- _Challenge_: Only the lines from the start of the data to the line containing "let columns = ['', 'Document...', 'Status'];", both included, should be output, exactly and without pictures.

- _Data extract_:
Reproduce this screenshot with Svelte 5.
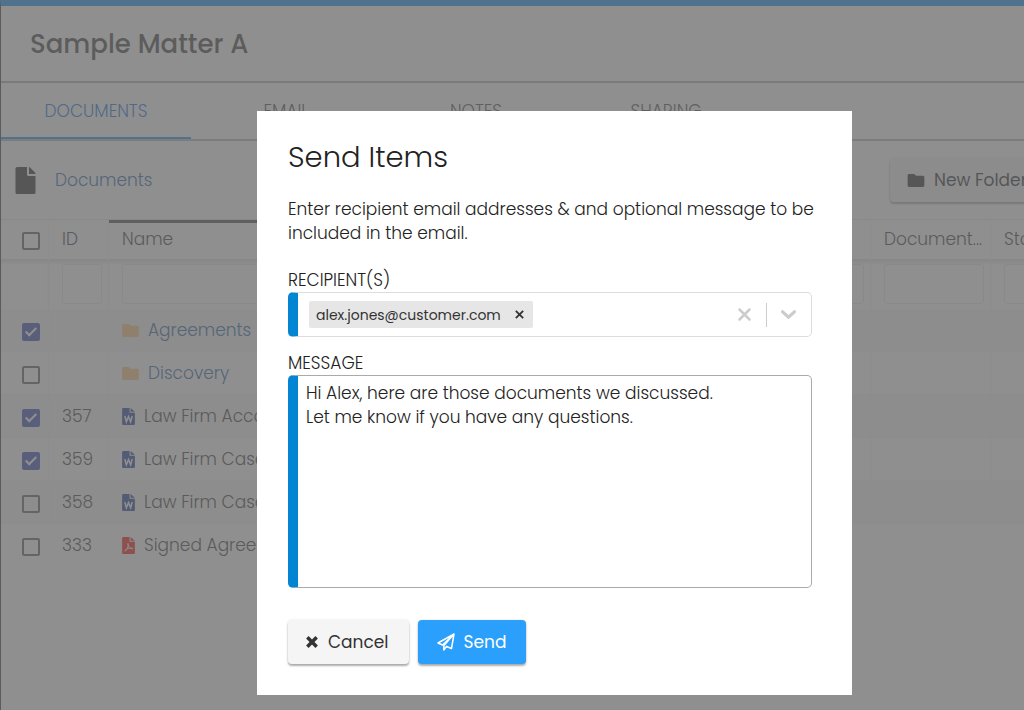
<script>
  let tabs = ['Documents', 'Email', 'Notes', 'Sharing'];
  let activeTab = $state('Documents');

  // first of these has no heading of its own
  let columns = ['', 'Document...', 'Status'];

  let rows = $state([
    { id: '', name: 'Agreements', type: 'folder', checked: true },
    { id: '', name: 'Discovery', type: 'folder', checked: false },
    { id: '357', name: 'Law Firm Account', type: 'word', checked: true },
    { id: '359', name: 'Law Firm Case File', type: 'word', checked: true },
    { id: '358', name: 'Law Firm Case Notes', type: 'word', checked: false },
    { id: '333', name: 'Signed Agreement', type: 'pdf', checked: false }
  ]);

  let recipients = $state(['alex.jones@customer.com']);
  let recipientText = $state('');
  let message = $state('Hi Alex, here are those documents we discussed.\nLet me know if you have any questions.');

  function removeRecipient(address) {
    recipients = recipients.filter((r) => r !== address);
  }

  function addRecipient(e) {
    if (e.key !== 'Enter' || !recipientText.trim()) return;
    recipients = [...recipients, recipientText.trim()];
    recipientText = '';
  }
</script>

{#snippet folder()}
  <svg class="folder" viewBox="0 0 18 14" aria-hidden="true">
    <path d="M1.500 0h5.100c.5 0 1 .2 1.300.5L9 2H16.500a1.500 1.500 0 0 1 1.500 1.500v9a1.500 1.500 0 0 1-1.500 1.500h-15A1.500 1.500 0 0 1 0 12.500v-11A1.500 1.500 0 0 1 1.500 0z" />
  </svg>
{/snippet}

{#snippet cross()}
  <svg class="cross" viewBox="0 0 12 12" aria-hidden="true">
    <path d="M2 2l8 8M10 2l-8 8" />
  </svg>
{/snippet}

<div class="page">
  <header class="header">
    <h1>Sample Matter A</h1>
  </header>

  <nav class="tabs">
    {#each tabs as tab (tab)}
      <button class="tab" class:active={tab === activeTab} onclick={() => (activeTab = tab)}>{tab}</button>
    {/each}
  </nav>

  <div class="content">
    <div class="toolbar">
      <svg class="file" viewBox="0 0 20 27" aria-hidden="true">
        <path d="M1.500 0H11.500v7.500c0 .8.600 1.500 1.500 1.500h7v16.500a1.500 1.500 0 0 1-1.500 1.500h-17A1.500 1.500 0 0 1 0 25.500v-24A1.500 1.500 0 0 1 1.500 0zM13.500 0c.4 0 .7.200 1 .5l5 5c.3.3.5.7.5 1.100V7h-6.500z" />
      </svg>
      <a href="#documents">Documents</a>
      <button class="btn new-folder">{@render folder()} New Folder</button>
    </div>

    <table>
      <colgroup>
        <col class="col-check" />
        <col class="col-id" />
        <col class="col-name" />
        <col />
        <col class="col-meta" />
        <col class="col-meta" />
      </colgroup>
      <thead>
        <tr class="head">
          <th class="check"><input type="checkbox" aria-label="Select all" /></th>
          <th>ID</th>
          <th class="sorted">Name</th>
          {#each columns as column}
            <th>{column}</th>
          {/each}
        </tr>
        <tr class="filters">
          <td></td>
          <td><input type="text" aria-label="Filter ID" /></td>
          <td><input type="text" aria-label="Filter Name" /></td>
          {#each columns as column}
            <td><input type="text" aria-label="Filter {column}" /></td>
          {/each}
        </tr>
      </thead>
      <tbody>
        {#each rows as row (row.name)}
          <tr>
            <td class="check"><input type="checkbox" bind:checked={row.checked} aria-label="Select {row.name}" /></td>
            <td>{row.id}</td>
            <td>
              <div class="name">
                {#if row.type === 'folder'}
                  {@render folder()}
                  <a href="#folder">{row.name}</a>
                {:else}
                  <svg class="doc {row.type}" viewBox="0 0 12 16" aria-hidden="true">
                    <path class="sheet" d="M1 0h6v4.500h5V15a1 1 0 0 1-1 1H1a1 1 0 0 1-1-1V1a1 1 0 0 1 1-1zM8 0l4 3.600H8z" />
                    {#if row.type === 'word'}
                      <path class="mark" d="M2.500 7.500l1.500 5.500 2-5 2 5 1.500-5.500" />
                    {:else}
                      <path class="mark" d="M5.500 6c-.6 1.500 1.500 5 4 5.200 1 0 .5-1.200-1.500-.9-2 .2-4 .9-5.200 2.200-.7.900.5 1 1.200-.3C5 10.500 6.600 7.500 5.500 6z" />
                    {/if}
                  </svg>
                  <span>{row.name}</span>
                {/if}
              </div>
            </td>
            {#each columns as column}
              <td></td>
            {/each}
          </tr>
        {/each}
      </tbody>
    </table>
  </div>
</div>

<div class="overlay">
  <div class="modal" role="dialog" aria-modal="true" aria-labelledby="modal-title">
    <h2 id="modal-title">Send Items</h2>
    <p>Enter recipient email addresses &amp; and optional message to be included in the email.</p>

    <label for="recipients">RECIPIENT(S)</label>
    <div class="recipients">
      {#each recipients as address (address)}
        <span class="chip">
          {address}
          <button aria-label="Remove {address}" onclick={() => removeRecipient(address)}>{@render cross()}</button>
        </span>
      {/each}
      <input id="recipients" type="text" bind:value={recipientText} onkeydown={addRecipient} />
      <button class="clear" aria-label="Clear all" onclick={() => (recipients = [])}>{@render cross()}</button>
      <span class="divider"></span>
      <button class="open" aria-label="Show options">
        <svg viewBox="0 0 14 8" aria-hidden="true"><path d="M1.500 1.500L7 6.500l5.500-5" /></svg>
      </button>
    </div>

    <label for="message">MESSAGE</label>
    <textarea id="message" bind:value={message}></textarea>

    <div class="actions">
      <button class="btn">{@render cross()} Cancel</button>
      <button class="btn primary">
        <svg class="plane" viewBox="0 0 18 18" aria-hidden="true">
          <path d="M17 1L1 10l4.500 2L17 1zM17 1l-2.500 14.500-5.500-2.300M6.800 12.500v4.500l2.700-3.600M17 1L7 12.500" />
        </svg>
        Send
      </button>
    </div>
  </div>
</div>

<style>
  :global(body) {
    margin: 0;
    background: #fff;
  }
  .page, .overlay, button, input, textarea {
    font-family: Poppins, Inter, sans-serif;
    font-size: 17px;
    font-weight: 300;
    line-height: 24px;
    color: #222;
  }
  .page, .overlay { box-sizing: border-box; }
  .page {
    min-height: 100vh;
    overflow: hidden;
    border-top: 6px solid #2196f3;
    border-left: 1px solid #444;
  }
  button { cursor: pointer; }
  svg { flex-shrink: 0; }
  a { color: #2d6cb0; text-decoration: none; }

  .header {
    padding: 19px 29px 17px;
    border-bottom: 2px solid #b4b4b4;
  }
  h1 {
    margin: 0;
    font-size: 26px;
    line-height: 39px;
    font-weight: 500;
    color: #4a4a4a;
  }
  .tabs {
    display: flex;
    border-bottom: 2px solid #bbb;
  }
  .tab {
    width: 190px;
    padding: 16px 0 14px;
    border: 0;
    border-bottom: 2px solid transparent;
    background: none;
    text-transform: uppercase;
    color: #555;
  }
  .tab.active { color: #1b7be0; border-color: #2196f3; }

  .content { width: calc(100% + 87px); }
  .toolbar {
    display: flex;
    align-items: center;
    height: 78px;
    padding: 0 64px 0 14px;
    box-sizing: border-box;
  }
  .file { width: 21px; height: 27px; margin-right: 19px; fill: #333; }
  .folder { width: 18px; height: 13px; fill: #333; }
  .cross { width: 14px; height: 14px; fill: none; stroke: currentColor; stroke-width: 3; }

  .btn {
    display: flex;
    align-items: center;
    gap: 9px;
    height: 44px;
    padding: 0 20px 0 17px;
    border: 0;
    border-radius: 4px;
    background: #f5f5f5;
    box-shadow: 0 2px 2px rgba(0, 0, 0, 0.3), 0 0 3px rgba(0, 0, 0, 0.1);
    font-weight: 400;
    color: #333;
  }
  .btn.primary { padding: 0 20px 0 19px; background: #2a9ffb; color: #fff; }
  .new-folder { margin-left: auto; }

  table {
    width: 100%;
    table-layout: fixed;
    border-collapse: separate;
    border-spacing: 0;
    border-top: 1px solid #e4e4e4;
    color: #444;
  }
  .col-check { width: 48px; }
  .col-id { width: 60px; }
  .col-name { width: 420px; }
  .col-meta { width: 120px; }
  th, td {
    box-sizing: border-box;
    padding: 0 6px 0 13px;
    border-right: 1px solid #f2f2f2;
    font-weight: 300;
    text-align: left;
    white-space: nowrap;
  }
  th { height: 39px; padding-bottom: 4px; border-top: 3px solid transparent; }
  th.sorted { border-top-color: #555; }
  .check { padding: 3px 0 0 21px; }
  th.check { padding-top: 0; }
  .filters td {
    height: 50px;
    padding-bottom: 1px;
    box-shadow: inset 0 5px 4px -2px #ddd;
  }
  tbody td { height: 43px; border-bottom: 1px solid #f2f2f2; }
  tbody tr:nth-child(odd) { background: #f6f6f6; }
  tbody tr:last-child td { border-color: transparent; }

  input[type='checkbox'] {
    appearance: none;
    display: grid;
    place-items: center;
    box-sizing: border-box;
    width: 18px;
    height: 18px;
    margin: 0;
    border: 2px solid #666;
    border-radius: 2px;
  }
  input[type='checkbox']:checked { background: #3f51b5; border-color: #3f51b5; }
  input[type='checkbox']:checked::after {
    content: '';
    width: 4px;
    height: 9px;
    margin-bottom: 3px;
    border: solid #fff;
    border-width: 0 2px 2px 0;
    transform: rotate(45deg);
  }
  .filters input {
    display: block;
    box-sizing: border-box;
    width: 100%;
    height: 40px;
    border: 1px solid #e8e8e8;
    border-radius: 3px;
    background: #fff;
  }

  .name { display: flex; align-items: center; }
  .name .folder { width: 17px; height: 13px; margin-right: 9px; fill: #ffc98a; }
  .doc { width: 13px; height: 17px; margin-right: 9px; }
  .word .sheet { fill: #2c479f; }
  .pdf .sheet { fill: #f4231a; }
  .mark { fill: none; stroke: #fff; stroke-width: 1.400; }
  .pdf .mark { stroke-width: 0.900; }

  .overlay {
    position: fixed;
    inset: 0;
    padding: 111px 172px 0 257px;
    background: rgba(100, 100, 100, 0.72);
    overflow: auto;
  }
  .modal { padding: 25px 40px 31px 31px; background: #fff; }
  h2 {
    margin: 0 0 19px;
    font-size: 29px;
    line-height: 42px;
    font-weight: 300;
    color: #222;
  }
  p { margin: 0 -9px 23px 0; }
  label { display: block; }

  .recipients {
    display: flex;
    align-items: center;
    box-sizing: border-box;
    height: 45px;
    margin: 0 0 14px;
    padding-left: 11px;
    border: 1px solid #ddd;
    border-left: 10px solid #0285d3;
    border-radius: 5px;
  }
  .recipients button {
    display: flex;
    padding: 0;
    border: 0;
    background: none;
    color: #ccc;
  }
  .recipients input {
    flex: 1;
    min-width: 0;
    border: 0;
    outline: 0;
  }
  .chip {
    display: flex;
    align-items: center;
    gap: 13px;
    height: 27px;
    padding: 0 8px 0 7px;
    border-radius: 2px;
    background: #e6e6e6;
    font-size: 14px;
    font-weight: 400;
    color: #333;
  }
  .recipients .chip button { color: #333; }
  .chip .cross { width: 11px; height: 11px; stroke-width: 2; }
  .clear .cross { width: 15px; height: 15px; stroke-linecap: round; stroke-width: 2; }
  .divider {
    width: 1px;
    height: 24px;
    margin: 0 14px;
    background: #ccc;
  }
  .open { margin-right: 15px; }
  .open svg { width: 15px; height: 9px; fill: none; stroke: currentColor; stroke-width: 2; stroke-linecap: round; }

  textarea {
    display: block;
    box-sizing: border-box;
    width: 100%;
    height: 213px;
    padding: 5px 9px 5px 8px;
    border: 1px solid #aaa;
    border-left: 10px solid #0285d3;
    border-radius: 5px;
    outline: 0;
    resize: none;
  }
  .actions { display: flex; gap: 9px; margin-top: 32px; }
  .clear .cross, .open svg { stroke-width: 3; }
  .clear .cross { stroke-width: 2; }
  .plane { width: 18px; height: 18px; fill: none; stroke: #fff; stroke-width: 1.500; stroke-linejoin: round; }
</style>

- _Expected output_:
Reproduce this screenshot with Svelte 5.
<script>
  let tabs = ['Documents', 'Email', 'Notes', 'Sharing'];
  let activeTab = $state('Documents');

  // first of these has no heading of its own
  let columns = ['', 'Document...', 'Status'];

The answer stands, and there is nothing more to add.